Le 24/05/2012  08:28, Steve Losen a écrit:
> 
> Hello Toasters,
> 
> We had an incident where a FAS6040 running 8.0.1 gave very
> slow response to a variety of requests.  This resulted in
> a bunch of Linux VMs experiencing failed disk I/O requests,
> which resulted in corrupted local Linux filesystems.  One
> Linux VM logged that it waited 180 sec. for a disk I/O to
> complete.
> 
> The filer did not reboot, and recovered on its own, but we
> are very interested in figuring out what happened and if we
> can avoid it (known bug?, should we upgrade ONTAP?)
> 
> This 6040 does a variety of jobs -- NFS server for a Communigate Pro
> email system, NFS volumes for VMWARE, and it even has a few FC
> SAN LUNs used by sharepoint.  In general it does not appear to be
> overloaded.  It's been up for over 300 days with no problems.

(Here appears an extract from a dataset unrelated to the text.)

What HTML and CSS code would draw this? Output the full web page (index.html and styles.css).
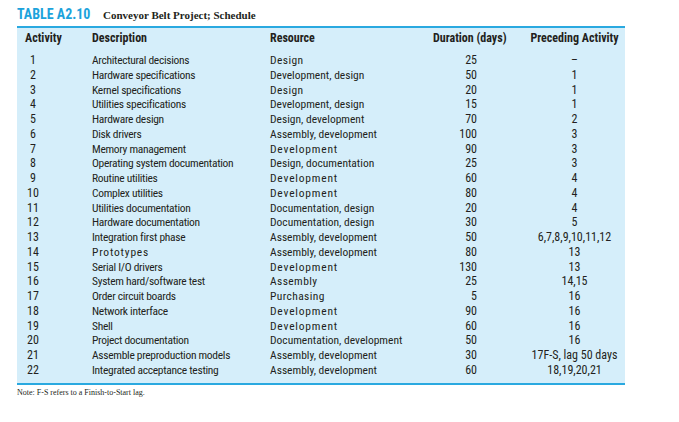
FILE: index.html
```html
<!DOCTYPE html>
<html>
<head>
<meta charset="utf-8">
<link rel="stylesheet" href="styles.css">
</head>
<body>
<div class="page">
  <div class="caption"><span class="label">TABLE A2.10</span><span class="title">Conveyor Belt Project; Schedule</span></div>
  <div class="box">
    <table class="sched">
      <colgroup><col class="c1"><col class="c2"><col class="c3"><col class="c4"><col class="c5"></colgroup>
      <thead>
        <tr><th class="act">Activity</th><th class="desc">Description</th><th class="res">Resource</th><th class="dur">Duration (days)</th><th class="pre">Preceding Activity</th></tr>
      </thead>
      <tbody>
        <tr><td class="act">1</td><td class="desc">Architectural decisions</td><td class="res sp1">Design</td><td class="dur">25</td><td class="pre">–</td></tr>
        <tr><td class="act">2</td><td class="desc">Hardware specifications</td><td class="res">Development, design</td><td class="dur">50</td><td class="pre">1</td></tr>
        <tr><td class="act">3</td><td class="desc">Kernel specifications</td><td class="res sp1">Design</td><td class="dur">20</td><td class="pre">1</td></tr>
        <tr><td class="act">4</td><td class="desc">Utilities specifications</td><td class="res">Development, design</td><td class="dur">15</td><td class="pre">1</td></tr>
        <tr><td class="act">5</td><td class="desc">Hardware design</td><td class="res">Design, development</td><td class="dur">70</td><td class="pre">2</td></tr>
        <tr><td class="act">6</td><td class="desc">Disk drivers</td><td class="res">Assembly, development</td><td class="dur">100</td><td class="pre">3</td></tr>
        <tr><td class="act">7</td><td class="desc">Memory management</td><td class="res sp2">Development</td><td class="dur">90</td><td class="pre">3</td></tr>
        <tr><td class="act">8</td><td class="desc">Operating system documentation</td><td class="res">Design, documentation</td><td class="dur">25</td><td class="pre">3</td></tr>
        <tr><td class="act">9</td><td class="desc">Routine utilities</td><td class="res sp2">Development</td><td class="dur">60</td><td class="pre">4</td></tr>
        <tr><td class="act">10</td><td class="desc">Complex utilities</td><td class="res sp2">Development</td><td class="dur">80</td><td class="pre">4</td></tr>
        <tr><td class="act">11</td><td class="desc">Utilities documentation</td><td class="res">Documentation, design</td><td class="dur">20</td><td class="pre">4</td></tr>
        <tr><td class="act">12</td><td class="desc">Hardware documentation</td><td class="res">Documentation, design</td><td class="dur">30</td><td class="pre">5</td></tr>
        <tr><td class="act">13</td><td class="desc">Integration first phase</td><td class="res">Assembly, development</td><td class="dur">50</td><td class="pre">6,7,8,9,10,11,12</td></tr>
        <tr><td class="act">14</td><td class="desc sp2">Prototypes</td><td class="res">Assembly, development</td><td class="dur">80</td><td class="pre">13</td></tr>
        <tr><td class="act">15</td><td class="desc">Serial I/O drivers</td><td class="res sp2">Development</td><td class="dur">130</td><td class="pre">13</td></tr>
        <tr><td class="act">16</td><td class="desc">System hard/software test</td><td class="res sp1">Assembly</td><td class="dur">25</td><td class="pre">14,15</td></tr>
        <tr><td class="act">17</td><td class="desc">Order circuit boards</td><td class="res sp1">Purchasing</td><td class="dur">5</td><td class="pre">16</td></tr>
        <tr><td class="act">18</td><td class="desc">Network interface</td><td class="res sp2">Development</td><td class="dur">90</td><td class="pre">16</td></tr>
        <tr><td class="act">19</td><td class="desc">Shell</td><td class="res sp2">Development</td><td class="dur">60</td><td class="pre">16</td></tr>
        <tr><td class="act">20</td><td class="desc">Project documentation</td><td class="res">Documentation, development</td><td class="dur">50</td><td class="pre">16</td></tr>
        <tr><td class="act">21</td><td class="desc">Assemble preproduction models</td><td class="res">Assembly, development</td><td class="dur">30</td><td class="pre">17F-S, lag 50 days</td></tr>
        <tr><td class="act">22</td><td class="desc">Integrated acceptance testing</td><td class="res">Assembly, development</td><td class="dur">60</td><td class="pre">18,19,20,21</td></tr>
      </tbody>
    </table>
  </div>
  <p class="note">Note: F-S refers to a Finish-to-Start lag.</p>
</div>
</body>
</html>
```

FILE: styles.css
```css
html, body {
  margin: 0;
  padding: 0;
  background: #ffffff;
}

.page {
  padding: 8px 0 0 17px;
  width: 608px;
}

.caption {
  display: flex;
  align-items: baseline;
  height: 18px;
  line-height: 12px;
}

.label {
  font-family: "Roboto Condensed", "Liberation Sans", Arial, sans-serif;
  font-weight: bold;
  font-size: 14px;
  color: #1ca3dc;
  width: 86px;
}

.title {
  font-family: "Liberation Serif", "Times New Roman", serif;
  font-weight: bold;
  font-size: 11px;
  color: #231f20;
}

.box {
  background: #d5eefa;
  border-top: 2px solid #2aa9e0;
  border-bottom: 2px solid #2aa9e0;
  padding-bottom: 5px;
}

.sched {
  width: 608px;
  border-collapse: collapse;
  table-layout: fixed;
  font-family: "Roboto Condensed", "Liberation Sans", Arial, sans-serif;
  font-size: 12px;
  color: #231f20;
}

.c1 { width: 32px; }
.c2 { width: 221px; }
.c3 { width: 150px; }
.c4 { width: 104px; }
.c5 { width: 101px; }

.sched th {
  font-weight: bold;
  height: 22.6px;
  line-height: 20px;
  padding: 0 0 2.6px 0;
  vertical-align: top;
  white-space: nowrap;
}

.sched td {
  height: 14.75px;
  line-height: 14.75px;
  padding: 0;
  white-space: nowrap;
  font-size: 11.5px;
}

.sched td.act,
.sched td.dur,
.sched td.pre {
  font-size: 12px;
}

.act { text-align: center; }
th.act { text-align: left; padding-left: 8px !important; }
.desc { text-align: left; padding-left: 43px !important; }
td.desc { letter-spacing: -0.3px; }
.res { text-align: left; }
th.dur { text-align: left; padding-left: 13px !important; }
td.dur { text-align: right; padding-right: 47px !important; }
.pre { text-align: center; }

.sched .sp1 { letter-spacing: 0.4px; }
.sched .sp2 { letter-spacing: 0.8px; }

.note {
  margin: 3px 0 0 0;
  font-family: "Liberation Serif", "Times New Roman", serif;
  font-size: 8px;
  line-height: 10px;
  color: #231f20;
}
```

> The CF partner filer experienced no problems at that time and it
> also holds VMWARE volumes and mail volumes.
> 
> At the time of the outage the /etc/messages file indicated a slow
> NFS response (93 sec) to one of the Communigate servers.  It also
> indicated that a FC LUN was reset by the sharepoint server.  I'm
> guessing due to delayed response.  The mail and sharepoint
> volumes are in the same aggregate.  I see three resets for the
> LUN in /etc/messages.
> 
> I looked in /etc/log/ems at about the time of the outage
> (Tue May 22 17:30 EDT)  I see that a raid scrub of a raid
> group in the mail/sharepoint aggregate completed with no errors. 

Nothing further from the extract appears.